### ENTRIES SUPPLIED ###

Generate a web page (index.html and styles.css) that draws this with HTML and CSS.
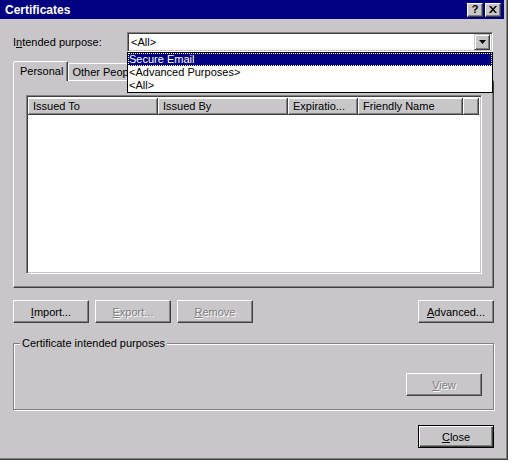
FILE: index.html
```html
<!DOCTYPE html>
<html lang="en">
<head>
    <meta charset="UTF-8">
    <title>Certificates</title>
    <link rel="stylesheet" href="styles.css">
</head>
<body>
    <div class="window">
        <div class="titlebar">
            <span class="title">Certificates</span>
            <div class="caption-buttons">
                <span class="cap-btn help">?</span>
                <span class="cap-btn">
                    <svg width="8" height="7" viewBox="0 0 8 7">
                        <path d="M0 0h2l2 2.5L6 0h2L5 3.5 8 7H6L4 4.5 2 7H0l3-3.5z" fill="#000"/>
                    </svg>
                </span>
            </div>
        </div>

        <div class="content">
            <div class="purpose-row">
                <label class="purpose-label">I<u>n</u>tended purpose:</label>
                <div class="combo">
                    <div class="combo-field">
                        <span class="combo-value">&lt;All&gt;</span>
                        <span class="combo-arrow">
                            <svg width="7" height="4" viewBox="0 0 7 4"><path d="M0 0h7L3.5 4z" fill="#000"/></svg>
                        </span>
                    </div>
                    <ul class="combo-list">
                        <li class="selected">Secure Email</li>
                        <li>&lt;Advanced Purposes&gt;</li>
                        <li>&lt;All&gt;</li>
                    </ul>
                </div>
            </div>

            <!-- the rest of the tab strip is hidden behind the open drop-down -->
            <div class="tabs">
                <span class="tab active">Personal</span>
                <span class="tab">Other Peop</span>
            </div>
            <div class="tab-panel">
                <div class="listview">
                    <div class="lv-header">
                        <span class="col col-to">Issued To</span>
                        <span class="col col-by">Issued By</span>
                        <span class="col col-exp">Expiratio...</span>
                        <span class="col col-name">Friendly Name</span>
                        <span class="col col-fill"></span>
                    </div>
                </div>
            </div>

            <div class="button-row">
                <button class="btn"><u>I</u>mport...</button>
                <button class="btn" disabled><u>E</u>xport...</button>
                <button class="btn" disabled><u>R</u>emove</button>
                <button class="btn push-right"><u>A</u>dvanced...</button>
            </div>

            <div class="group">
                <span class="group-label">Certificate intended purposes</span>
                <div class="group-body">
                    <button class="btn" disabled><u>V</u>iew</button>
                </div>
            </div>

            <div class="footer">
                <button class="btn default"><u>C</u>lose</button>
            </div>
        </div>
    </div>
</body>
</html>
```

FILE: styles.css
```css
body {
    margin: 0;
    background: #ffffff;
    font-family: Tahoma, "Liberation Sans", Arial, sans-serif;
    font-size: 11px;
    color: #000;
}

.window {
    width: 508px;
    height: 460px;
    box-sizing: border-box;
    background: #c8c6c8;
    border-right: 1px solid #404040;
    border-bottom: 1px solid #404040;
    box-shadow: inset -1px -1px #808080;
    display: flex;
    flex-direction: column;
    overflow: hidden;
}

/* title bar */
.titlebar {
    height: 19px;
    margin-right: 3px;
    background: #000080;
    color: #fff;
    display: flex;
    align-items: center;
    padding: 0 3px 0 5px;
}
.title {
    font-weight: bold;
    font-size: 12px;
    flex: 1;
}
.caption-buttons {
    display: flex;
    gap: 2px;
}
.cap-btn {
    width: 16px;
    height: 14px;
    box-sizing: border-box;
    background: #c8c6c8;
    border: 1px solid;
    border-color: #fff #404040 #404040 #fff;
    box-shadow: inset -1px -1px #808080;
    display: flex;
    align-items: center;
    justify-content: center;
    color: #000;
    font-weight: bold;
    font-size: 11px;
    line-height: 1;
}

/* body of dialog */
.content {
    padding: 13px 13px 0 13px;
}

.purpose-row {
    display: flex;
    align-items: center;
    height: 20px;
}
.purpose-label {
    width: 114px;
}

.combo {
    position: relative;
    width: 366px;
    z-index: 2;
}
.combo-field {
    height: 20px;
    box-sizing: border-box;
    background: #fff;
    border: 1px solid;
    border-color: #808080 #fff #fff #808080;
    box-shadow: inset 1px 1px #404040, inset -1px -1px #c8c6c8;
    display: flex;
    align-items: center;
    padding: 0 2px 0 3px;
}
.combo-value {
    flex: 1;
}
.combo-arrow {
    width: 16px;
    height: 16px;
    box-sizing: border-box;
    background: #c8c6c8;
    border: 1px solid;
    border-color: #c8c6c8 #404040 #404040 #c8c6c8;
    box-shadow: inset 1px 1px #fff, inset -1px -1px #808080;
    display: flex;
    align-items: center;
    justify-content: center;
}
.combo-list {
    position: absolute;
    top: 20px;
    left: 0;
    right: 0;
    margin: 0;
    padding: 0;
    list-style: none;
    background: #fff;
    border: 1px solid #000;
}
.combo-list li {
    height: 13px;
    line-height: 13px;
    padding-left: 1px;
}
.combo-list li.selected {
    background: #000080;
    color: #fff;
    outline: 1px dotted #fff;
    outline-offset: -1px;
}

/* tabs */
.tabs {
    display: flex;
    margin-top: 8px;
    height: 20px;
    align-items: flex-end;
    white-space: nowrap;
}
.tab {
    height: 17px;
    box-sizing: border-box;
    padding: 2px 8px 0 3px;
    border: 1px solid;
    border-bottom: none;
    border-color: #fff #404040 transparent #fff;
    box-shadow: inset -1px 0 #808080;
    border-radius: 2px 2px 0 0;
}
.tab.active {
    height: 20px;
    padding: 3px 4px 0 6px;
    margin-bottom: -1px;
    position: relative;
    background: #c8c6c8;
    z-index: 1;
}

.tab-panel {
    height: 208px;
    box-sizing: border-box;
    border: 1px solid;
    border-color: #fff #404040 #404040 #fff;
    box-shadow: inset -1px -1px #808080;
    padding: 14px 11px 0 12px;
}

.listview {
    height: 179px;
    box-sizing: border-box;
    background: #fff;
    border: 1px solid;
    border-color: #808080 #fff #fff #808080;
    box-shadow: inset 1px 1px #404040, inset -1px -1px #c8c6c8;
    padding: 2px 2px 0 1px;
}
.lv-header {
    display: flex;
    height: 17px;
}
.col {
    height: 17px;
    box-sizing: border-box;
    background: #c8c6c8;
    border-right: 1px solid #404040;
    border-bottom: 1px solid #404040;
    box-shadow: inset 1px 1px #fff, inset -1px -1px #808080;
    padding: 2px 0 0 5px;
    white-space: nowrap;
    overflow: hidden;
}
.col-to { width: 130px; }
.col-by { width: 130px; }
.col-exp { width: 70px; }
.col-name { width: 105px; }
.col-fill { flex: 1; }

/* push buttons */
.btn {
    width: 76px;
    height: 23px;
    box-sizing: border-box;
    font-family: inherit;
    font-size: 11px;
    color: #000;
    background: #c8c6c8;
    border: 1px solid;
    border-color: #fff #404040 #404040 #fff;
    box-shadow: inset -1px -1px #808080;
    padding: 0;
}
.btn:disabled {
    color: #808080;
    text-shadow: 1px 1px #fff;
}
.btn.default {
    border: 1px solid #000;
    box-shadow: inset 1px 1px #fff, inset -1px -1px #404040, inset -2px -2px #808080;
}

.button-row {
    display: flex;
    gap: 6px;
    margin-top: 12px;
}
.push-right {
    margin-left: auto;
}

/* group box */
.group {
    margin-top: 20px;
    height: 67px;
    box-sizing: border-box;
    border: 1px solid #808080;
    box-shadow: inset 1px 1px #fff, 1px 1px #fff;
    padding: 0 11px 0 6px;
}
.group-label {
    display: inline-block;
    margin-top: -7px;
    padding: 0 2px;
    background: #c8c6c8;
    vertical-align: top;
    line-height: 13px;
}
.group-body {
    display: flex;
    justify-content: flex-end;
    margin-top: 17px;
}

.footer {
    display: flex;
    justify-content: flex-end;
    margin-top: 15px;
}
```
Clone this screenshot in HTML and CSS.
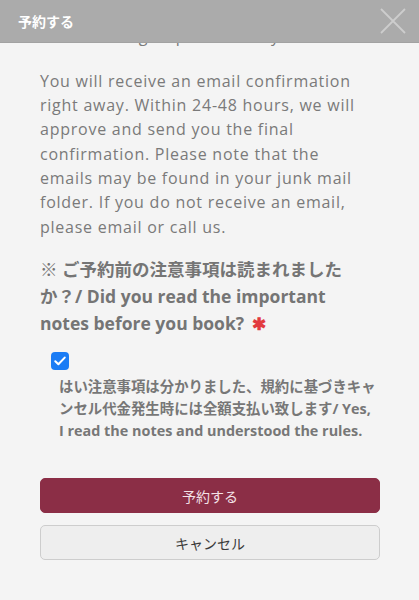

###

**WHAT IS EXPECTED**
Leave out the pictures and output the rest of the material exactly as written.

**COMPLETE OUTPUT**
Generate a web page (index.html and styles.css) that draws this with HTML and CSS.
FILE: index.html
```html
<!DOCTYPE html>
<html lang="en">
<head>
    <meta charset="UTF-8">
    <title>Certificates</title>
    <link rel="stylesheet" href="styles.css">
</head>
<body>
    <div class="window">
        <div class="titlebar">
            <span class="title">Certificates</span>
            <div class="caption-buttons">
                <span class="cap-btn help">?</span>
                <span class="cap-btn">
                    <svg width="8" height="7" viewBox="0 0 8 7">
                        <path d="M0 0h2l2 2.5L6 0h2L5 3.5 8 7H6L4 4.5 2 7H0l3-3.5z" fill="#000"/>
                    </svg>
                </span>
            </div>
        </div>

        <div class="content">
            <div class="purpose-row">
                <label class="purpose-label">I<u>n</u>tended purpose:</label>
                <div class="combo">
                    <div class="combo-field">
                        <span class="combo-value">&lt;All&gt;</span>
                        <span class="combo-arrow">
                            <svg width="7" height="4" viewBox="0 0 7 4"><path d="M0 0h7L3.5 4z" fill="#000"/></svg>
                        </span>
                    </div>
                    <ul class="combo-list">
                        <li class="selected">Secure Email</li>
                        <li>&lt;Advanced Purposes&gt;</li>
                        <li>&lt;All&gt;</li>
                    </ul>
                </div>
            </div>

            <!-- the rest of the tab strip is hidden behind the open drop-down -->
            <div class="tabs">
                <span class="tab active">Personal</span>
                <span class="tab">Other Peop</span>
            </div>
            <div class="tab-panel">
                <div class="listview">
                    <div class="lv-header">
                        <span class="col col-to">Issued To</span>
                        <span class="col col-by">Issued By</span>
                        <span class="col col-exp">Expiratio...</span>
                        <span class="col col-name">Friendly Name</span>
                        <span class="col col-fill"></span>
                    </div>
                </div>
            </div>

            <div class="button-row">
                <button class="btn"><u>I</u>mport...</button>
                <button class="btn" disabled><u>E</u>xport...</button>
                <button class="btn" disabled><u>R</u>emove</button>
                <button class="btn push-right"><u>A</u>dvanced...</button>
            </div>

            <div class="group">
                <span class="group-label">Certificate intended purposes</span>
                <div class="group-body">
                    <button class="btn" disabled><u>V</u>iew</button>
                </div>
            </div>

            <div class="footer">
                <button class="btn default"><u>C</u>lose</button>
            </div>
        </div>
    </div>
</body>
</html>
```

FILE: styles.css
```css
body {
    margin: 0;
    background: #ffffff;
    font-family: Tahoma, "Liberation Sans", Arial, sans-serif;
    font-size: 11px;
    color: #000;
}

.window {
    width: 508px;
    height: 460px;
    box-sizing: border-box;
    background: #c8c6c8;
    border-right: 1px solid #404040;
    border-bottom: 1px solid #404040;
    box-shadow: inset -1px -1px #808080;
    display: flex;
    flex-direction: column;
    overflow: hidden;
}

/* title bar */
.titlebar {
    height: 19px;
    margin-right: 3px;
    background: #000080;
    color: #fff;
    display: flex;
    align-items: center;
    padding: 0 3px 0 5px;
}
.title {
    font-weight: bold;
    font-size: 12px;
    flex: 1;
}
.caption-buttons {
    display: flex;
    gap: 2px;
}
.cap-btn {
    width: 16px;
    height: 14px;
    box-sizing: border-box;
    background: #c8c6c8;
    border: 1px solid;
    border-color: #fff #404040 #404040 #fff;
    box-shadow: inset -1px -1px #808080;
    display: flex;
    align-items: center;
    justify-content: center;
    color: #000;
    font-weight: bold;
    font-size: 11px;
    line-height: 1;
}

/* body of dialog */
.content {
    padding: 13px 13px 0 13px;
}

.purpose-row {
    display: flex;
    align-items: center;
    height: 20px;
}
.purpose-label {
    width: 114px;
}

.combo {
    position: relative;
    width: 366px;
    z-index: 2;
}
.combo-field {
    height: 20px;
    box-sizing: border-box;
    background: #fff;
    border: 1px solid;
    border-color: #808080 #fff #fff #808080;
    box-shadow: inset 1px 1px #404040, inset -1px -1px #c8c6c8;
    display: flex;
    align-items: center;
    padding: 0 2px 0 3px;
}
.combo-value {
    flex: 1;
}
.combo-arrow {
    width: 16px;
    height: 16px;
    box-sizing: border-box;
    background: #c8c6c8;
    border: 1px solid;
    border-color: #c8c6c8 #404040 #404040 #c8c6c8;
    box-shadow: inset 1px 1px #fff, inset -1px -1px #808080;
    display: flex;
    align-items: center;
    justify-content: center;
}
.combo-list {
    position: absolute;
    top: 20px;
    left: 0;
    right: 0;
    margin: 0;
    padding: 0;
    list-style: none;
    background: #fff;
    border: 1px solid #000;
}
.combo-list li {
    height: 13px;
    line-height: 13px;
    padding-left: 1px;
}
.combo-list li.selected {
    background: #000080;
    color: #fff;
    outline: 1px dotted #fff;
    outline-offset: -1px;
}

/* tabs */
.tabs {
    display: flex;
    margin-top: 8px;
    height: 20px;
    align-items: flex-end;
    white-space: nowrap;
}
.tab {
    height: 17px;
    box-sizing: border-box;
    padding: 2px 8px 0 3px;
    border: 1px solid;
    border-bottom: none;
    border-color: #fff #404040 transparent #fff;
    box-shadow: inset -1px 0 #808080;
    border-radius: 2px 2px 0 0;
}
.tab.active {
    height: 20px;
    padding: 3px 4px 0 6px;
    margin-bottom: -1px;
    position: relative;
    background: #c8c6c8;
    z-index: 1;
}

.tab-panel {
    height: 208px;
    box-sizing: border-box;
    border: 1px solid;
    border-color: #fff #404040 #404040 #fff;
    box-shadow: inset -1px -1px #808080;
    padding: 14px 11px 0 12px;
}

.listview {
    height: 179px;
    box-sizing: border-box;
    background: #fff;
    border: 1px solid;
    border-color: #808080 #fff #fff #808080;
    box-shadow: inset 1px 1px #404040, inset -1px -1px #c8c6c8;
    padding: 2px 2px 0 1px;
}
.lv-header {
    display: flex;
    height: 17px;
}
.col {
    height: 17px;
    box-sizing: border-box;
    background: #c8c6c8;
    border-right: 1px solid #404040;
    border-bottom: 1px solid #404040;
    box-shadow: inset 1px 1px #fff, inset -1px -1px #808080;
    padding: 2px 0 0 5px;
    white-space: nowrap;
    overflow: hidden;
}
.col-to { width: 130px; }
.col-by { width: 130px; }
.col-exp { width: 70px; }
.col-name { width: 105px; }
.col-fill { flex: 1; }

/* push buttons */
.btn {
    width: 76px;
    height: 23px;
    box-sizing: border-box;
    font-family: inherit;
    font-size: 11px;
    color: #000;
    background: #c8c6c8;
    border: 1px solid;
    border-color: #fff #404040 #404040 #fff;
    box-shadow: inset -1px -1px #808080;
    padding: 0;
}
.btn:disabled {
    color: #808080;
    text-shadow: 1px 1px #fff;
}
.btn.default {
    border: 1px solid #000;
    box-shadow: inset 1px 1px #fff, inset -1px -1px #404040, inset -2px -2px #808080;
}

.button-row {
    display: flex;
    gap: 6px;
    margin-top: 12px;
}
.push-right {
    margin-left: auto;
}

/* group box */
.group {
    margin-top: 20px;
    height: 67px;
    box-sizing: border-box;
    border: 1px solid #808080;
    box-shadow: inset 1px 1px #fff, 1px 1px #fff;
    padding: 0 11px 0 6px;
}
.group-label {
    display: inline-block;
    margin-top: -7px;
    padding: 0 2px;
    background: #c8c6c8;
    vertical-align: top;
    line-height: 13px;
}
.group-body {
    display: flex;
    justify-content: flex-end;
    margin-top: 17px;
}

.footer {
    display: flex;
    justify-content: flex-end;
    margin-top: 15px;
}
```
Clone this screenshot in HTML and CSS.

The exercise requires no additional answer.